Running the Analysis
To run this process from the command line we need to build the line indexes on the CSV first.
First for ACM…
cargo run --release --bin generate-vectors line-index --config ~/acm-dblp2/config -r ~/acm-dblp2/ACM.csv -i ~/acm-dblp2/ACM.line_index
Code language: JavaScript (javascript)
Then for DBLP2…
cargo run --release --bin generate-vectors line-index --config ~/acm-dblp2/config -r ~/acm-dblp2/DBLP2.utf8.csv -i ~/acm-dblp2/DBLP2.utf8.line_index
Code language: JavaScript (javascript)
One this is done we can fire off our match generation task to OpenAI supplying two files, one for correct matches and one for non-matches (which contains the negative information we need for the classifier).

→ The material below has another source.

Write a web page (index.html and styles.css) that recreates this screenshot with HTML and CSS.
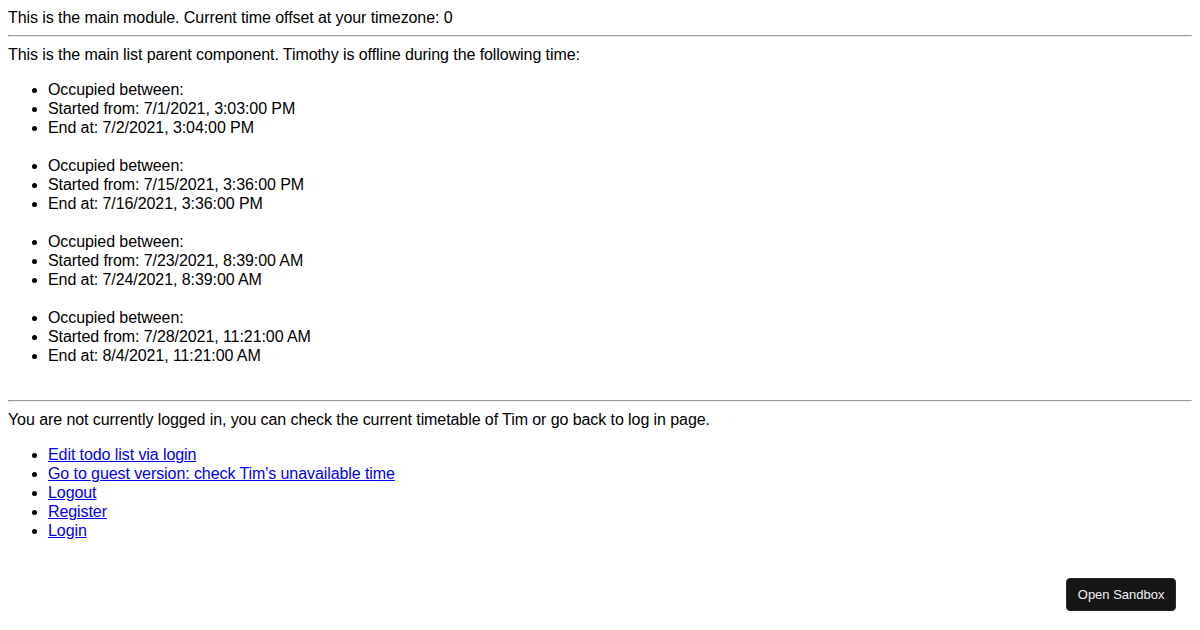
FILE: index.html
```html
<!DOCTYPE html>
<html lang="en">
<head>
  <meta charset="UTF-8">
  <title>Timetable</title>
  <meta name="viewport" content="width=device-width, initial-scale=1.0" />
  <link rel="stylesheet" href="styles.css">
</head>
<body>
  <div class="line">This is the main module. Current time offset at your timezone: 0</div>
  <hr>
  <div class="line">This is the main list parent component. Timothy is offline during the following time:</div>
  <div class="schedule">
    <ul class="slot">
      <li>Occupied between:</li>
      <li>Started from: 7/1/2021, 3:03:00 PM</li>
      <li>End at: 7/2/2021, 3:04:00 PM</li>
    </ul>
    <ul class="slot">
      <li>Occupied between:</li>
      <li>Started from: 7/15/2021, 3:36:00 PM</li>
      <li>End at: 7/16/2021, 3:36:00 PM</li>
    </ul>
    <ul class="slot">
      <li>Occupied between:</li>
      <li>Started from: 7/23/2021, 8:39:00 AM</li>
      <li>End at: 7/24/2021, 8:39:00 AM</li>
    </ul>
    <ul class="slot">
      <li>Occupied between:</li>
      <li>Started from: 7/28/2021, 11:21:00 AM</li>
      <li>End at: 8/4/2021, 11:21:00 AM</li>
    </ul>
  </div>
  <hr>
  <div class="line">You are not currently logged in, you can check the current timetable of Tim or go back to log in page.</div>
  <ul class="nav">
    <li><a href="#">Edit todo list via login</a></li>
    <li><a href="#">Go to guest version: check Tim's unavailable time</a></li>
    <li><a href="#">Logout</a></li>
    <li><a href="#">Register</a></li>
    <li><a href="#">Login</a></li>
  </ul>

  <a class="sandbox-btn" href="#">Open Sandbox</a>
</body>
</html>
```

FILE: styles.css
```css
body { font-family: "Liberation Sans", Arial, sans-serif; font-size: 16px; line-height: 19px; letter-spacing: -0.08px; color: #000; margin: 8px; }
hr { margin: 8px 0; }
ul { margin: 16px 0; padding-left: 40px; }
a { color: #0000ee; }
.schedule { display: flow-root; margin: 16px 0; }
.schedule .slot { margin: 0 0 19px; }
.nav { margin-top: 16px; }
.sandbox-btn {
  position: fixed;
  right: 24px;
  bottom: 19px;
  background: #151515;
  color: #f2f2f2;
  font-family: "Liberation Sans", Arial, sans-serif;
  font-size: 13px;
  line-height: 15px;
  letter-spacing: 0;
  padding: 8px 10.5px;
  border: 1px solid #2a2a2a;
  border-radius: 4px;
  text-decoration: none;
}
```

The final command includes an --entity-description
flag. This flag is used to tell the LLM what type of record it is trying to match which can help it in determining whether the entities are the same.
cargo run --bin generate-vectors generate-matches --config ~/acm-dblp2/config --target-record-file ~/acm-dblp2/ACM.csv --target-record-file-index ~/acm-dblp2/ACM.line_index --source-record-file ~/acm-dblp2/DBLP2.utf8.csv --source-record-file-index ~/acm-dblp2/DBLP2.utf8.line_index -t ~/acm-dblp2/acm -s ~/acm-dblp2/dblp --answers-file ~/acm-dblp2/bootstrap-2.csv --non-matches-file ~/acm-dblp2/bootstrap-negative-2.csv --filter-field record --entity-description 'publication records'
Code language: JavaScript (javascript)
Once the match and non-match files are generated we can move on to finding weights.

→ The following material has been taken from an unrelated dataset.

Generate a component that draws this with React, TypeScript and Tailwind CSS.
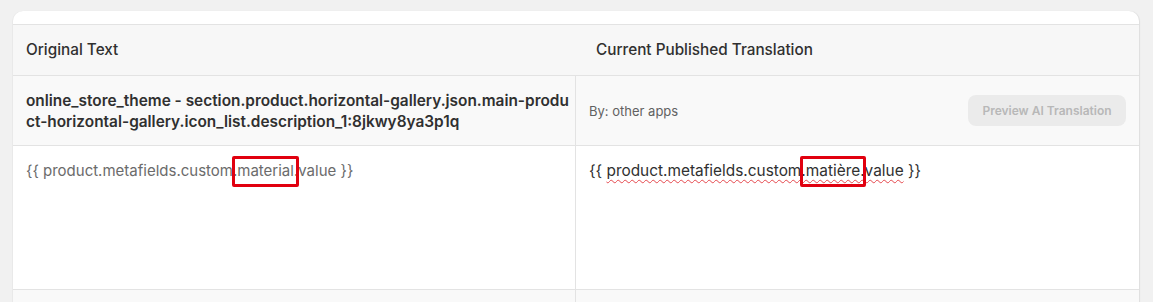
import React from "react";

export default function App() {
  const font = { fontFamily: "Inter, 'Noto Sans', sans-serif" };
  return (
    <div className="min-h-[302px] w-full bg-[#f1f1f1] pt-[11px]" style={font}>
      <div className="ml-[13px] mr-[14px] overflow-hidden rounded-t-[10px] bg-white pt-[13px] shadow-[1px_0_1px_rgba(0,0,0,0.08),-1px_0_0_rgba(0,0,0,0.03)]">
        {/* header */}
        <div className="grid h-[52px] grid-cols-2 border-t border-b border-[#e3e3e3] bg-[#f7f7f7] text-[15.3px] font-medium text-[#303030]">
          <div className="flex items-center pl-[13px]">Original Text</div>
          <div className="flex items-center pl-[20px]">Current Published Translation</div>
        </div>
        {/* row 2 */}
        <div className="grid h-[70px] grid-cols-2 border-b border-[#e3e3e3] bg-[#f9f9f9]">
          <div className="flex items-center border-r border-[#e3e3e3] pl-[13px] pr-[6px]">
            <p className="break-all text-[15.4px] font-semibold leading-[21px] text-[#303030]">
              online_store_theme - section.product.horizontal-gallery.json.main-product-horizontal-gallery.icon_list.description_1:8jkwy8ya3p1q
            </p>
          </div>
          <div className="flex items-center justify-between pl-[13px] pr-[13px]">
            <span className="mt-[3px] text-[13px] text-[#616161]">By: other apps</span>
            <button className="h-[31px] w-[158px] rounded-[8px] bg-[#ebebeb] text-[12px] font-semibold text-[#b8b8b8]">
              Preview AI Translation
            </button>
          </div>
        </div>
        {/* row 3 */}
        <div className="grid h-[144px] grid-cols-2 border-b border-[#e3e3e3] bg-white">
          <div className="border-r border-[#e3e3e3] pl-[13px] pt-[15px] text-[15px] leading-[20px] text-[#6b6b6b]">
            {"{{ product.metafields.custom"}
            <span className="relative">
              .material.
              <span className="absolute -left-[1px] -right-[1px] -top-[5px] -bottom-[7px] rounded-[2px] border-[3px] border-[#e1000f]" />
            </span>
            {"value }}"}
          </div>
          <div className="pl-[13px] pt-[15px] text-[15.4px] leading-[20px] text-[#303030]">
            {"{{ "}
            <span className="underline decoration-[#e5484d] decoration-wavy decoration-1 underline-offset-[3px]">
              product.metafields.custom
              <span className="relative">
                .matière.
                <span className="absolute -left-[1px] -right-[1px] -top-[5px] -bottom-[7px] rounded-[2px] border-[3px] border-[#e1000f]" />
              </span>
              value
            </span>
            {" }}"}
          </div>
        </div>
        {/* row 4 (cut off) */}
        <div className="grid h-[40px] grid-cols-2 bg-[#f9f9f9]">
          <div className="border-r border-[#e3e3e3]" />
          <div />
        </div>
      </div>
    </div>
  );
}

cargo run --release --bin generate-vectors -- find-weights --config ~/acm-dblp2/dblp/config -s ~/acm-dblp2/dblp -t ~/acm-dblp2/acm -f "record" --initial-threshold 0.3 --answers-file ~/acm-dblp2/bootstrap.csv --non-matches-file ~/acm-dblp2/bootstrap-negative.csv --comparison-fields "title" "authors" "venue" "year"
Code language: JavaScript (javascript)
This results in an answer:
ROC AUC 0.9962237191263523
{"title":-41.40007,"authors":-32.478287,"venue":-2.607178,"__INTERCEPT__":10.33813,"year":-16.176899}
Code language: JavaScript (javascript)
An ROC AUC of 0.996 means we have a very high quality discriminator. If this number is not close to 1.0, then we probably have to change some portion of our analysis, but in our case we can forge ahead. We can then use these weights to make our final determination.
cargo run --release --bin generate-vectors -- compare -t ~/acm-dblp2/acm -s ~/acm-dblp2/dblp -f "record" --initial-threshold 0.4 -m 0.999 -c ~/acm-dblp2/dblp/config -o ~/acm-dblp2/auto-matches-learned.csv -w '{"title":-41.40007,"authors":-32.478287,"venue":-2.607178,"__INTERCEPT__":10.33813,"year":-16.176899}'
Code language: JavaScript (javascript)
After running this, we can compare with the complete match file for ACM-DBLP2 and we find that we get:
recall: 0.9995503597122302
precision: 0.9595141700404858
Code language: CSS (css)
And now we can turn recall down and precision up if we so desire by requiring that our threshold for the classification is a bit higher.
Conclusion
Utilising LLMs can help to remove humans from the loop of supervised training problems. It takes a little effort to set things up so that the process works, but in so doing the results can be as good as those produced by humans. Currently the LLM is far too slow and expensive to be used as a classifier itself on large datasets, but since classifier training only requires small datasets, LLMs can fill the gap giving us a very fast comparison which can scale up to millions or even billions of records and need ony be trained on a small well selected sample driven by the LLM. LLM Classifier Bootstrapping is one of many ways that traditional ML will become more flexible with advances in LLM technology.